# GOAL
Scan the records and identify every line in which the string "Tailwind" occurs, then return those lines.
===== DATA EXCERPTS =====
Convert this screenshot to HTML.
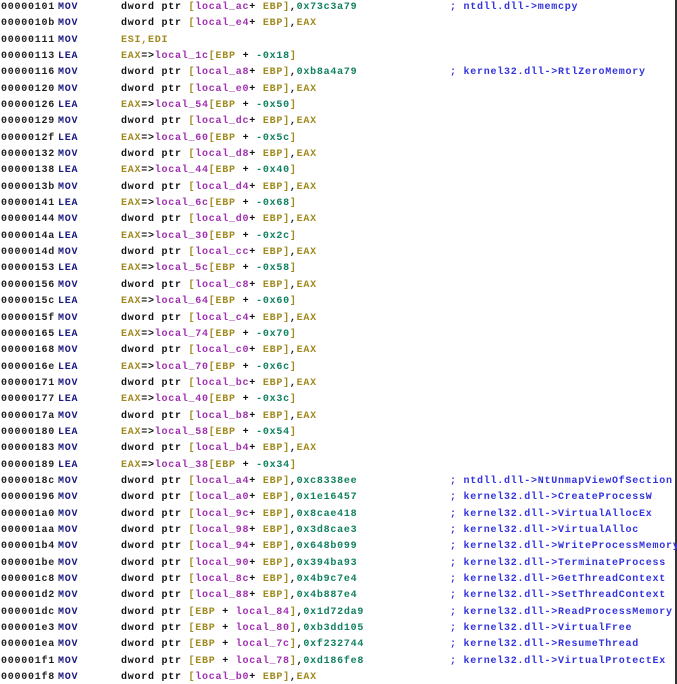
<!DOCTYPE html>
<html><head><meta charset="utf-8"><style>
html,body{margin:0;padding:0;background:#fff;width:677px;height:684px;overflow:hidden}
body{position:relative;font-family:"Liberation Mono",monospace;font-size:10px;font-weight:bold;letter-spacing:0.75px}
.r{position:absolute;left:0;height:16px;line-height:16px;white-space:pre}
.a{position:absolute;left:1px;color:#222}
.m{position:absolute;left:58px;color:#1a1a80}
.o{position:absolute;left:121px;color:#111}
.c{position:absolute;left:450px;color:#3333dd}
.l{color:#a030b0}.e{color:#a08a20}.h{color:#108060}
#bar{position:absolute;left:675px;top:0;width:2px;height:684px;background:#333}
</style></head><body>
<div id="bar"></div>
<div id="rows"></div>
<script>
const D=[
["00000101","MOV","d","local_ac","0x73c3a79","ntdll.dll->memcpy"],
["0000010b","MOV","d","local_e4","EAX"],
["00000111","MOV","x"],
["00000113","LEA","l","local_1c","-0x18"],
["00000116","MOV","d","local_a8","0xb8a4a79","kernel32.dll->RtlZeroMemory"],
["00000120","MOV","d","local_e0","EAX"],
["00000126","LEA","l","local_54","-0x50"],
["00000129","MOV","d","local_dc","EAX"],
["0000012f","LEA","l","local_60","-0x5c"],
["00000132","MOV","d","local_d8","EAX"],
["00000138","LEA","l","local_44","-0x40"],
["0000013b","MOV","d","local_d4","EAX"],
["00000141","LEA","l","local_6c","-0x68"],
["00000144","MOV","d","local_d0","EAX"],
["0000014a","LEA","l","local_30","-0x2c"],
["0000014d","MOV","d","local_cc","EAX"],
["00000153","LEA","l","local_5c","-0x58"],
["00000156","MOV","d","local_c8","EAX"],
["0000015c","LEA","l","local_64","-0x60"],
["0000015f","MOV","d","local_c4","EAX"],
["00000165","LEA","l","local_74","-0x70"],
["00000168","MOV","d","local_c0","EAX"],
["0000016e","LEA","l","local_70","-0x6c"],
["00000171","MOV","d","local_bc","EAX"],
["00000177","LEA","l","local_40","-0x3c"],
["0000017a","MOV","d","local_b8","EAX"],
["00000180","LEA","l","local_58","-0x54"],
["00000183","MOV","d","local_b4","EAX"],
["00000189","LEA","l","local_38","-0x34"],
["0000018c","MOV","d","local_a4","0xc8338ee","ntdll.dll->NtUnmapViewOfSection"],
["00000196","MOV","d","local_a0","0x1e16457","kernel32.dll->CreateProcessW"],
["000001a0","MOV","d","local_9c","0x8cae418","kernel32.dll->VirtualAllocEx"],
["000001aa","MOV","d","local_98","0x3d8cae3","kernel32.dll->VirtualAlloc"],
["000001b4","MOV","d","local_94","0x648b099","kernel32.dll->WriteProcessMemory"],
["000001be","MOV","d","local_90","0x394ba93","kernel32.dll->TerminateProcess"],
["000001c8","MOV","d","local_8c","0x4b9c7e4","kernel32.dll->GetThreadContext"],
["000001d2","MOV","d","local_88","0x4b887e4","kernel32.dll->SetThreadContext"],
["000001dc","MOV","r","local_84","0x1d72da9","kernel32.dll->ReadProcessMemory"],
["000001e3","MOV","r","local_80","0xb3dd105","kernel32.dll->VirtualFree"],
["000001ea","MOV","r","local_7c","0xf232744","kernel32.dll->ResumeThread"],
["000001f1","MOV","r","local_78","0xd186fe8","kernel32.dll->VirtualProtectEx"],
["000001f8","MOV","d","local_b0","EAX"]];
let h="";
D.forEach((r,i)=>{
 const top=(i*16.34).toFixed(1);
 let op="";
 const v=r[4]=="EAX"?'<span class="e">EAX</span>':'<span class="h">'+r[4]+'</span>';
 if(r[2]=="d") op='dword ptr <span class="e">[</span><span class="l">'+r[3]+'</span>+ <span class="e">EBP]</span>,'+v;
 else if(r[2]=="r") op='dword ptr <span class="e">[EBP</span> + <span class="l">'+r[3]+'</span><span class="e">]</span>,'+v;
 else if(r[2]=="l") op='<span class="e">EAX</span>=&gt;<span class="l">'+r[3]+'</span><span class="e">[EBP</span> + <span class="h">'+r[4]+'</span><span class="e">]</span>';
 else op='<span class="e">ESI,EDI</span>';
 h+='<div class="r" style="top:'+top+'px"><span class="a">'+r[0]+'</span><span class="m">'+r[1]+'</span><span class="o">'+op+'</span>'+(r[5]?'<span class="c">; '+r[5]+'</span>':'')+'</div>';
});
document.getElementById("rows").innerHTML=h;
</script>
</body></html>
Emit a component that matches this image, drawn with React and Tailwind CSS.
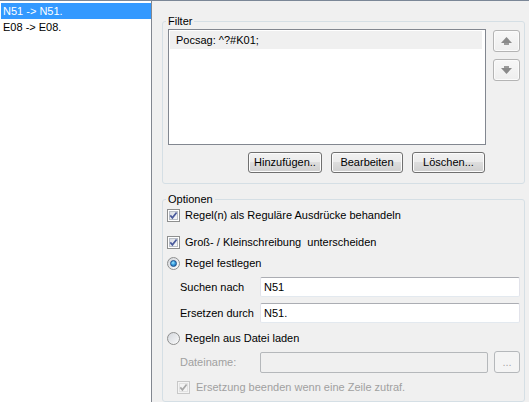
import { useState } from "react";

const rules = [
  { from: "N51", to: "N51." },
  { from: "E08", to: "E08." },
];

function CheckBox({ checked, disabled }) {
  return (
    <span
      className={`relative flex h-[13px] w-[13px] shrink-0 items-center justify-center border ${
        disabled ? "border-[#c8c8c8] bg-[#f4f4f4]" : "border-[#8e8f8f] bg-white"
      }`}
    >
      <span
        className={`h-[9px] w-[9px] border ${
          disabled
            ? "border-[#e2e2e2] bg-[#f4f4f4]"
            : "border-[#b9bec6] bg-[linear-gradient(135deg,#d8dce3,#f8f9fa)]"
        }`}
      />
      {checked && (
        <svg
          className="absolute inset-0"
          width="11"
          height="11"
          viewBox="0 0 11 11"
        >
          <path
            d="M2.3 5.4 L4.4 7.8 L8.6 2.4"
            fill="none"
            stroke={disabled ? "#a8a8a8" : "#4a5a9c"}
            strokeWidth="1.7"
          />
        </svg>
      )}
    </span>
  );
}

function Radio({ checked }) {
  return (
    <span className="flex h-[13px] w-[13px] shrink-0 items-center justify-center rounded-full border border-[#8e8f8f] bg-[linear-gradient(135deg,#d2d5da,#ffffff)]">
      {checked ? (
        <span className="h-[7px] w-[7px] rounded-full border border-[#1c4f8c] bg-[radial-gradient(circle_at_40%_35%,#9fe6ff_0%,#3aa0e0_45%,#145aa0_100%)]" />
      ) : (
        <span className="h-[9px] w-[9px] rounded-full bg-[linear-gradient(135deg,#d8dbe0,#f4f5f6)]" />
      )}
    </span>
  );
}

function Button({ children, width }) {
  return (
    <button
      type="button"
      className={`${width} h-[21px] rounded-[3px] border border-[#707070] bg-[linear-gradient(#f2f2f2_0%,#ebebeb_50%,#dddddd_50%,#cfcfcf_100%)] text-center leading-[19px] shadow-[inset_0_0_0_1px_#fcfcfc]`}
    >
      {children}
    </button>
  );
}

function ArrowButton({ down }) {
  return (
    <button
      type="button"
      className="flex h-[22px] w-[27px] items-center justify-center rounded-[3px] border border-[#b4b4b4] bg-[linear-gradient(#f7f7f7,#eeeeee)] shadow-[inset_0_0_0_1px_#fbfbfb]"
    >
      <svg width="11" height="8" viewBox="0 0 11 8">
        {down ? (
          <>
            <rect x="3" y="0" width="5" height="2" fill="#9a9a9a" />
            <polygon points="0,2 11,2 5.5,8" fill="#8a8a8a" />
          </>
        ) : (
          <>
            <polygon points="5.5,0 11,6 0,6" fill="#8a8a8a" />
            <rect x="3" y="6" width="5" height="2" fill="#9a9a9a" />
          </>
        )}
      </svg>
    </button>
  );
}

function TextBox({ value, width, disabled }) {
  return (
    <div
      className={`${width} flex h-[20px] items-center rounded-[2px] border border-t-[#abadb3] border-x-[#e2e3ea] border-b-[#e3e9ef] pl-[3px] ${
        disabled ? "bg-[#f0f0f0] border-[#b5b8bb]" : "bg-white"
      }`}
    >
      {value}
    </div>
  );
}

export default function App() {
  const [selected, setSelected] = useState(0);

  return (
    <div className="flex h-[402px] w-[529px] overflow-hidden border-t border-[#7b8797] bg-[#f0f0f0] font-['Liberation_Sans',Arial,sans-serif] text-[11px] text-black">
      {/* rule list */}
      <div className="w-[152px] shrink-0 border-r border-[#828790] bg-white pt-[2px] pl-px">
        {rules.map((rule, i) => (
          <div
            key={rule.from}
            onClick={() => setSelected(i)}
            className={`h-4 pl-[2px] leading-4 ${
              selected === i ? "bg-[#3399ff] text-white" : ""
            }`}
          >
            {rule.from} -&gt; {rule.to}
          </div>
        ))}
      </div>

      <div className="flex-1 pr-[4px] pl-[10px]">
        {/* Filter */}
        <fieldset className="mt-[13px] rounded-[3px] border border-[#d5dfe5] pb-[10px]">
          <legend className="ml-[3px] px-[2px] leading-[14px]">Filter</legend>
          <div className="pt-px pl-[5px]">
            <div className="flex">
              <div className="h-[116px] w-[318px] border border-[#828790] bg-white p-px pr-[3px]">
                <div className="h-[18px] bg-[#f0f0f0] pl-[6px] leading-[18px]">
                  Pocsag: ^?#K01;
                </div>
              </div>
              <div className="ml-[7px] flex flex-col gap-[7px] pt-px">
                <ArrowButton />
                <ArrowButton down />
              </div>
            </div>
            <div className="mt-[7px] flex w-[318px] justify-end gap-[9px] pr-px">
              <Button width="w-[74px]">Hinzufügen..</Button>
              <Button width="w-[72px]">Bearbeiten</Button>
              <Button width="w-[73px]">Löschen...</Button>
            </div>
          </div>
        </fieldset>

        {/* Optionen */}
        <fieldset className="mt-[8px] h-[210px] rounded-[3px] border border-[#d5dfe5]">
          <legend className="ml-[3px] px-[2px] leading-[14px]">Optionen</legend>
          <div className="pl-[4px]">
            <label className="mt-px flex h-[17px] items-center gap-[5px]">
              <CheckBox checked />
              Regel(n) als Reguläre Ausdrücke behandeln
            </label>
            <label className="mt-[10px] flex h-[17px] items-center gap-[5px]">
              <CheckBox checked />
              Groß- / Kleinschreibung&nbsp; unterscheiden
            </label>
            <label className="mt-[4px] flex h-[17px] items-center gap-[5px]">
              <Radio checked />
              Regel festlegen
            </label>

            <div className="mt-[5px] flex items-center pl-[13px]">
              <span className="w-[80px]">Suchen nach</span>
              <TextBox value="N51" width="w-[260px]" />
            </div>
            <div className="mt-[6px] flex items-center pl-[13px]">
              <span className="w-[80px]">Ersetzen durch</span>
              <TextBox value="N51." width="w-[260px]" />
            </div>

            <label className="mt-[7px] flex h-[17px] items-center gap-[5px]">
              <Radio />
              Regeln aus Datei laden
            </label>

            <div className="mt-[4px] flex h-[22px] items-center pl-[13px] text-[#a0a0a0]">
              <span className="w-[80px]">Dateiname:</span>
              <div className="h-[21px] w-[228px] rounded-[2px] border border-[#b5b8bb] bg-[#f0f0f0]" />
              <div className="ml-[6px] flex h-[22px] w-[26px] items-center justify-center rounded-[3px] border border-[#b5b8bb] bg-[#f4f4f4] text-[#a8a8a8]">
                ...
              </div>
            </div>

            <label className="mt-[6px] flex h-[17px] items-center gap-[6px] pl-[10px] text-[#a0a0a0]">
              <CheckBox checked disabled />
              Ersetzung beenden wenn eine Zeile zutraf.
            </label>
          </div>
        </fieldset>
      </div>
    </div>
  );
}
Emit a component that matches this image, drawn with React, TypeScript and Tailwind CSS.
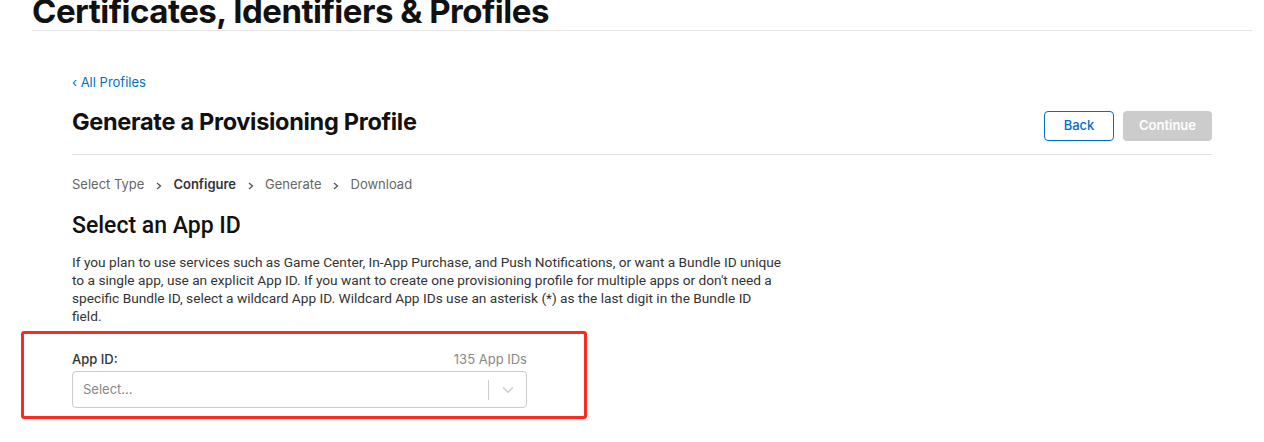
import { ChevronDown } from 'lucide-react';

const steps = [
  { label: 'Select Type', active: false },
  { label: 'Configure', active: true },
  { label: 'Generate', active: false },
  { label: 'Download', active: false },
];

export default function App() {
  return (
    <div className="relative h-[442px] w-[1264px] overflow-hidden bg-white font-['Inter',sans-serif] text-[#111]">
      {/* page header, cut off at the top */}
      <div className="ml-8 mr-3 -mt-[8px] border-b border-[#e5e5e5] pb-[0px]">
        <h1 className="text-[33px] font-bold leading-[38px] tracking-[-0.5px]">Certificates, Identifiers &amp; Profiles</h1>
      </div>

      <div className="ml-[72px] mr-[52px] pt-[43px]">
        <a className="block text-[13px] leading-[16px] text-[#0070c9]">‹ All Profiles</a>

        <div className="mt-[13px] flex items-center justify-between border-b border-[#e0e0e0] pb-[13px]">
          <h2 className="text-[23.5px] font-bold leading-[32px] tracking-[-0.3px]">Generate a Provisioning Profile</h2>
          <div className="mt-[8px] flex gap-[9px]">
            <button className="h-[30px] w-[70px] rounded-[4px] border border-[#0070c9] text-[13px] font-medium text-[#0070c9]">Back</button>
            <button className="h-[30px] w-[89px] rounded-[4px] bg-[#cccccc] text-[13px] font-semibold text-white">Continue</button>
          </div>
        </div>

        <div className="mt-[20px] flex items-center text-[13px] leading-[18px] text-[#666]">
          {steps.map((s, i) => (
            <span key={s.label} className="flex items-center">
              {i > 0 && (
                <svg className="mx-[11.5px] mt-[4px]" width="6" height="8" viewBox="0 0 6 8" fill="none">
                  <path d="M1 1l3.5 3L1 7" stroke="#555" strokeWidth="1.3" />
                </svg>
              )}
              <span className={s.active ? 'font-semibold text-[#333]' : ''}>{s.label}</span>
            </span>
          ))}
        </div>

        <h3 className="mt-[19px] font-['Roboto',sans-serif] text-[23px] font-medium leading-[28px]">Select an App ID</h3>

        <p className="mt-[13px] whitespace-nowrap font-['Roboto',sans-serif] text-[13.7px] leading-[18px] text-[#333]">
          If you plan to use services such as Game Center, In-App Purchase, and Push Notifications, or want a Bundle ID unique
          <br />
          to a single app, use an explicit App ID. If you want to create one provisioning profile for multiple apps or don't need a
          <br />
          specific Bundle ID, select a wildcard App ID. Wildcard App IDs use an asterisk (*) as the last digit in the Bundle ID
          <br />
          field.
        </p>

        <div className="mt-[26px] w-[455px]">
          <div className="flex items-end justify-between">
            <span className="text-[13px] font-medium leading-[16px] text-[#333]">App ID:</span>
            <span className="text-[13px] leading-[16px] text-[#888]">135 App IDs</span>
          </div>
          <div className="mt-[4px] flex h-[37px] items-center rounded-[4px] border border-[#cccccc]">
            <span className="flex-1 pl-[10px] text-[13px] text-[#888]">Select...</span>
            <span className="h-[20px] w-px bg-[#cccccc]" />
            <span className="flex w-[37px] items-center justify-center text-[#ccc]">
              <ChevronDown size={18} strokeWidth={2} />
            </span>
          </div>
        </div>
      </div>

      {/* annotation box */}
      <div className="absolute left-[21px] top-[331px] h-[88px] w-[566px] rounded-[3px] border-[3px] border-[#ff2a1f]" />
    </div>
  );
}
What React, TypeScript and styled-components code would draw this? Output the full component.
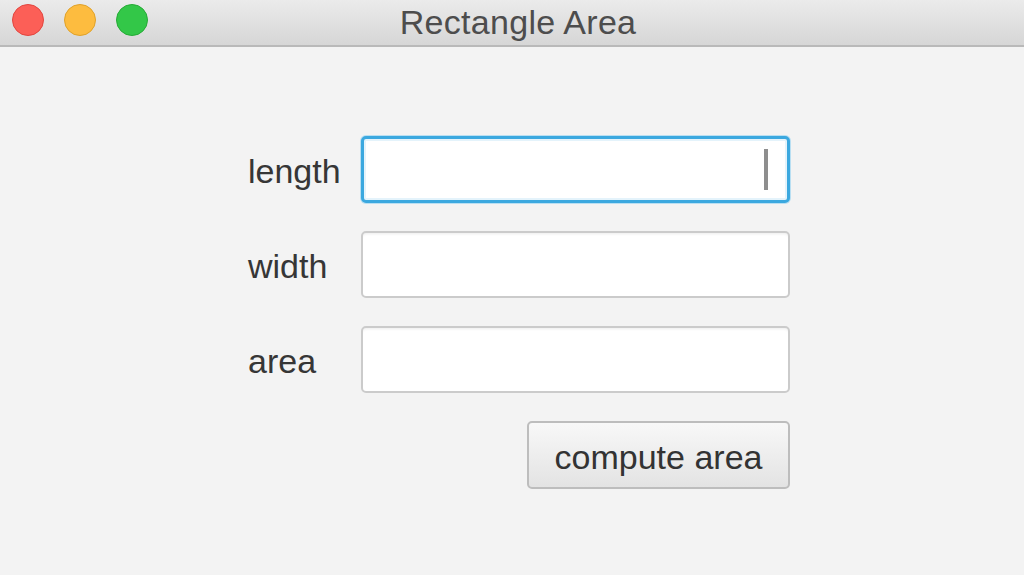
=====
# RESULT FOR THIS TASK
Emit a component that matches this image, drawn with React and Tailwind CSS.
Emit a component that matches this image, drawn with React, TypeScript and Tailwind CSS.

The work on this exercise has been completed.